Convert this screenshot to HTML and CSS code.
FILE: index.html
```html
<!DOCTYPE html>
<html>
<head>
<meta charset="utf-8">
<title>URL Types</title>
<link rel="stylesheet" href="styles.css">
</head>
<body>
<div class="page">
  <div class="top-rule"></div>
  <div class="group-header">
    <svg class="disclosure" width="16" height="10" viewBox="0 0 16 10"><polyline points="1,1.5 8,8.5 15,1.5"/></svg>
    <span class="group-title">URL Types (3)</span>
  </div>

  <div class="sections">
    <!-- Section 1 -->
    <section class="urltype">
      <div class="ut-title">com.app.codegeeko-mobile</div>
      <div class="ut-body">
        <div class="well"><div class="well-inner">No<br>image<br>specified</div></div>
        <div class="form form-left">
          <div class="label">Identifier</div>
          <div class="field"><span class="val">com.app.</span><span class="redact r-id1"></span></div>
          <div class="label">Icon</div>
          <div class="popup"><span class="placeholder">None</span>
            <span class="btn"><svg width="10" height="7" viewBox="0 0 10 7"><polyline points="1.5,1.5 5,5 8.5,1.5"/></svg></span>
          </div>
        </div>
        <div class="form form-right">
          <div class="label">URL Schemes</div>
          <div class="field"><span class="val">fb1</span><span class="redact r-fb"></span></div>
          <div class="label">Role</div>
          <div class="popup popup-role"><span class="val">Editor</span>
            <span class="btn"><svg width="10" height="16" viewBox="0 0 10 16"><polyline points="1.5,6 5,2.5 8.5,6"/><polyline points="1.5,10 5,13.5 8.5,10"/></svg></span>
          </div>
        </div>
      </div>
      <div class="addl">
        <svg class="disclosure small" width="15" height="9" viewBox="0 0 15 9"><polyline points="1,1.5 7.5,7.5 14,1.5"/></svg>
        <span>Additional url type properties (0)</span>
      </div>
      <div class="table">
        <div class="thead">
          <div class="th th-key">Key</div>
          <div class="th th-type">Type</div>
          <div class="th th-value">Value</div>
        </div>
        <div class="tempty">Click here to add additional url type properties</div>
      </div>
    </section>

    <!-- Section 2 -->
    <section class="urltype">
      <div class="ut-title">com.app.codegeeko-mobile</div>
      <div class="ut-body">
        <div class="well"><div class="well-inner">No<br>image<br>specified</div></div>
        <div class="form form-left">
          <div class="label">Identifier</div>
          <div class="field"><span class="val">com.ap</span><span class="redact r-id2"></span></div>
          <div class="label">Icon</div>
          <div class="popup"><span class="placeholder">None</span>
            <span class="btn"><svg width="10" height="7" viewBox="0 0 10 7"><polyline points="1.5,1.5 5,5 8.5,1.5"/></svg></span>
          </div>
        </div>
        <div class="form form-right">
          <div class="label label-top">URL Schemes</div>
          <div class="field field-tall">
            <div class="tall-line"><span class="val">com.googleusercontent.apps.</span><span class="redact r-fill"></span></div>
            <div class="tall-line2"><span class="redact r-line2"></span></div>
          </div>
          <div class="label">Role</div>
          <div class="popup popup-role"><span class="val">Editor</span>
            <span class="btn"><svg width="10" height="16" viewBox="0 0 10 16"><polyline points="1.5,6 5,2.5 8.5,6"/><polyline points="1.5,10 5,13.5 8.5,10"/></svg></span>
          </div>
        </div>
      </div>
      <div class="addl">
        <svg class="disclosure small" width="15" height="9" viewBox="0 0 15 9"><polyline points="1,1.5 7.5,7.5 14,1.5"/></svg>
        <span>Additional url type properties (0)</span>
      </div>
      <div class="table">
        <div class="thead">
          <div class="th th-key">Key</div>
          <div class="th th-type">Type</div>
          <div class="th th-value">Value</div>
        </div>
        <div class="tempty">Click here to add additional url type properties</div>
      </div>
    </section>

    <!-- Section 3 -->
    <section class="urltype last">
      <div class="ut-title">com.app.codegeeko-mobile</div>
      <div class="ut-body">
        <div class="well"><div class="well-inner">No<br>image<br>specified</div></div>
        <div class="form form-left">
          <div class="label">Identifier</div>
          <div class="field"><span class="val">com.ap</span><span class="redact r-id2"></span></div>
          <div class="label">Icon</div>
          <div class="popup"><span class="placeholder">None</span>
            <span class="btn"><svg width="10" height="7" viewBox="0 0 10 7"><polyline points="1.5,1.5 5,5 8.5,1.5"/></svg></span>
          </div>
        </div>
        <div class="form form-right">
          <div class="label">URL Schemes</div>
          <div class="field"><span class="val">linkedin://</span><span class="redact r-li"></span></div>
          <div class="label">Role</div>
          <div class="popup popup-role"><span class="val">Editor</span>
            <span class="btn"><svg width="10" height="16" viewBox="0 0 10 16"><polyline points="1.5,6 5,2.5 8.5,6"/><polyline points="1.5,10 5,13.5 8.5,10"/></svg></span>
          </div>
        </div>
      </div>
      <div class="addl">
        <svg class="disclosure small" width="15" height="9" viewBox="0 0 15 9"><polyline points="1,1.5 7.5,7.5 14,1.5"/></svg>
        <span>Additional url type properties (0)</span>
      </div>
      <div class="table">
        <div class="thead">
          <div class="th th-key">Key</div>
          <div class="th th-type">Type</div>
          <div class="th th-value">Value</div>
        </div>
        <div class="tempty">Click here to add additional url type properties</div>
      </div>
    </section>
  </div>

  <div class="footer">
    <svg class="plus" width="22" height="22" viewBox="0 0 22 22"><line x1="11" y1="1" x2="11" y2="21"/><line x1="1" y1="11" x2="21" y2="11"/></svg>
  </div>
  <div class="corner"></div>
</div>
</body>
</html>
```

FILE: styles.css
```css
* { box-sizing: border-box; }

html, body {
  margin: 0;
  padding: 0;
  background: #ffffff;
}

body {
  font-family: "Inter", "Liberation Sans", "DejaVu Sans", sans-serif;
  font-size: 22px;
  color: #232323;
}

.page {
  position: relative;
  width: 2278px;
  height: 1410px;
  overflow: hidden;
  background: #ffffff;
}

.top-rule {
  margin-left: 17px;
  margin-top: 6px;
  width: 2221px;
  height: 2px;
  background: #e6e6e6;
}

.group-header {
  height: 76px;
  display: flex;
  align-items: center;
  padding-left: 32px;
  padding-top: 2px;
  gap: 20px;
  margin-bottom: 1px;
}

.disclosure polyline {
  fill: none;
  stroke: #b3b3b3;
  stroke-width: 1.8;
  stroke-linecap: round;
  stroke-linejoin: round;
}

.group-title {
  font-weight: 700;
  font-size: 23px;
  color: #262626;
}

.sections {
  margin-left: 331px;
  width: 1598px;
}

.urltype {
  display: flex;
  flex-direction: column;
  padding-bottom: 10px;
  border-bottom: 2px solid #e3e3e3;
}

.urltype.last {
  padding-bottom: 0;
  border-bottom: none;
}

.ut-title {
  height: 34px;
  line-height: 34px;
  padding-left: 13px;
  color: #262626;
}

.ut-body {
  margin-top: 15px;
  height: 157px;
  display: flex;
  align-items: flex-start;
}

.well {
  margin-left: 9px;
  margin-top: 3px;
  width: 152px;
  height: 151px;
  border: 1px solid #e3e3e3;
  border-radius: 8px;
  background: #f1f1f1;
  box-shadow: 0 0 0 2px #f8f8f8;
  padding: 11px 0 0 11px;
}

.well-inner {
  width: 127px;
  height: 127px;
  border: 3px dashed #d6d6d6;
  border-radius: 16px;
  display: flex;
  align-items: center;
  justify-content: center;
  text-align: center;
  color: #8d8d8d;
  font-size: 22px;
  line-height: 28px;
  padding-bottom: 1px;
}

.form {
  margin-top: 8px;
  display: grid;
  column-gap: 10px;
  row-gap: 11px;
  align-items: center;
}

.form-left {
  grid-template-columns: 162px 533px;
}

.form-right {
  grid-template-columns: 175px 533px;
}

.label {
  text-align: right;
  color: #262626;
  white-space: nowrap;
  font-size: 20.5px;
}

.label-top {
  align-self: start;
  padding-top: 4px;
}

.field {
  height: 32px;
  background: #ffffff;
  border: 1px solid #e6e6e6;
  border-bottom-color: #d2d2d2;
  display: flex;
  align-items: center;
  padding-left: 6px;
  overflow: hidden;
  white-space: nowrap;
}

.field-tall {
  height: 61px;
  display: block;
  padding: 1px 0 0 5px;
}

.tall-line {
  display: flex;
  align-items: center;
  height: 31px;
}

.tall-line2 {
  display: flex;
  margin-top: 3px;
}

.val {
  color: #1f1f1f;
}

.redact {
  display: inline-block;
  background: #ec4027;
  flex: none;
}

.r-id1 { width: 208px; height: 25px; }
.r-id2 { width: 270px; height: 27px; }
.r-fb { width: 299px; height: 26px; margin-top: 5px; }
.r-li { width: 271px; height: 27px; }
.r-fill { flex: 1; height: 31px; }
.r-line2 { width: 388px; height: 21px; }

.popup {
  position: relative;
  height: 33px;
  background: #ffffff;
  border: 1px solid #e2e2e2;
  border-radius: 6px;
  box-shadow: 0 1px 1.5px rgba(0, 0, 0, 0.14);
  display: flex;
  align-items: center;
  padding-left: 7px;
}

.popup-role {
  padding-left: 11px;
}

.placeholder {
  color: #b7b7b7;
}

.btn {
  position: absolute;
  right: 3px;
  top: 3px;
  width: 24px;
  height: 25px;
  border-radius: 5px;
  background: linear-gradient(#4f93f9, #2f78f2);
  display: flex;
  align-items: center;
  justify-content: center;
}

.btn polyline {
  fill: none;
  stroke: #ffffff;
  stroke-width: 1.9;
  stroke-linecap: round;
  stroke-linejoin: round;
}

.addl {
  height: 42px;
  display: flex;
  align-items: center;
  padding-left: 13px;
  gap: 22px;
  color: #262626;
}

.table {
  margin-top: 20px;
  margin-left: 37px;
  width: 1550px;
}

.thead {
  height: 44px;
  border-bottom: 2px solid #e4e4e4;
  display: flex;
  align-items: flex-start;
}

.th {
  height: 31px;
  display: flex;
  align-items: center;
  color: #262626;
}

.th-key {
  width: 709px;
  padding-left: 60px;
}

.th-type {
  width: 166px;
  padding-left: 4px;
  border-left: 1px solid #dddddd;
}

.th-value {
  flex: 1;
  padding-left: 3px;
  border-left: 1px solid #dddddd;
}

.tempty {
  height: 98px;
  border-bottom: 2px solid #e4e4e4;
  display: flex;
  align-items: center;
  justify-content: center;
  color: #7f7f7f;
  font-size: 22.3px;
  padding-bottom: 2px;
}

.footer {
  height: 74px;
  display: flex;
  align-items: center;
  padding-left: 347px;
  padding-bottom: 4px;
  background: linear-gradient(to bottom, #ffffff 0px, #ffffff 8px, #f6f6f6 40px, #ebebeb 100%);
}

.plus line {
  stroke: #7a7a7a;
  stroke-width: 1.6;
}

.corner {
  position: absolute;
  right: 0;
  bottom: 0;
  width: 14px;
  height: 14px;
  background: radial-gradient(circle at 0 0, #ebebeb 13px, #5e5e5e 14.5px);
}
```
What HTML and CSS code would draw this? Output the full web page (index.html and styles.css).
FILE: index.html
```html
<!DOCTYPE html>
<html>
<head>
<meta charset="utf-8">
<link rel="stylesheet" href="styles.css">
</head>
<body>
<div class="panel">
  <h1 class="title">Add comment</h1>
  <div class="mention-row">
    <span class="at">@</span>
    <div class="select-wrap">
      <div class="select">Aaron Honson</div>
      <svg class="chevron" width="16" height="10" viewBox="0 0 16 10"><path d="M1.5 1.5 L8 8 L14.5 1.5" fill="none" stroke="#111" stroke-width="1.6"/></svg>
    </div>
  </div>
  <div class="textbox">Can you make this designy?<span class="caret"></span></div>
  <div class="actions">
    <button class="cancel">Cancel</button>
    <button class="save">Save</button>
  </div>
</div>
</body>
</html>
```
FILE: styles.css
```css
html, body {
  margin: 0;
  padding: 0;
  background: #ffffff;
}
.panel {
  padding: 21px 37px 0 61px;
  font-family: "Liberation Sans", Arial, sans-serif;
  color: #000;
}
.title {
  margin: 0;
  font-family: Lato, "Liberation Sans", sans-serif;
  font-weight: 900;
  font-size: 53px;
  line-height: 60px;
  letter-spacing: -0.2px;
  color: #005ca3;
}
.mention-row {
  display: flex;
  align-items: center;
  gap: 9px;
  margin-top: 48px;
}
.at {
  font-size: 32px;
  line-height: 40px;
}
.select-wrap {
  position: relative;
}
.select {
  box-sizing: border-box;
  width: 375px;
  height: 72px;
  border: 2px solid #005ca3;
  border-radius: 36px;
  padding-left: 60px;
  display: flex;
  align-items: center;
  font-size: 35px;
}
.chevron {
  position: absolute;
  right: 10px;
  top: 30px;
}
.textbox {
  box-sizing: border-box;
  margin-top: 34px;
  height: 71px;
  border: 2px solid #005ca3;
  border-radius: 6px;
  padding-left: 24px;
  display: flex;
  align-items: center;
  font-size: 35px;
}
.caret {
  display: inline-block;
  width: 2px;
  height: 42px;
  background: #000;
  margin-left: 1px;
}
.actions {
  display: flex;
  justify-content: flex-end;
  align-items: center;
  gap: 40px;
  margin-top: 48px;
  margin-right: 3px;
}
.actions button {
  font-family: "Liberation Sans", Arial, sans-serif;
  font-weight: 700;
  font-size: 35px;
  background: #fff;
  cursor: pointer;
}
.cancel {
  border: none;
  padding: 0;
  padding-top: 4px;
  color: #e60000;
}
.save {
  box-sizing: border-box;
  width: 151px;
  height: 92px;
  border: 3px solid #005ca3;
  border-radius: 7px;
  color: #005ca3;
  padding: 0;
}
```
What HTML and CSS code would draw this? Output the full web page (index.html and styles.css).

## REQUIREMENTS:
From the entries above, extract each line containing "this".

## RESULT:
Convert this screenshot to HTML and CSS code.
What HTML and CSS code would draw this? Output the full web page (index.html and styles.css).
  <div class="textbox">Can you make this designy?<span class="caret"></span></div>
What HTML and CSS code would draw this? Output the full web page (index.html and styles.css).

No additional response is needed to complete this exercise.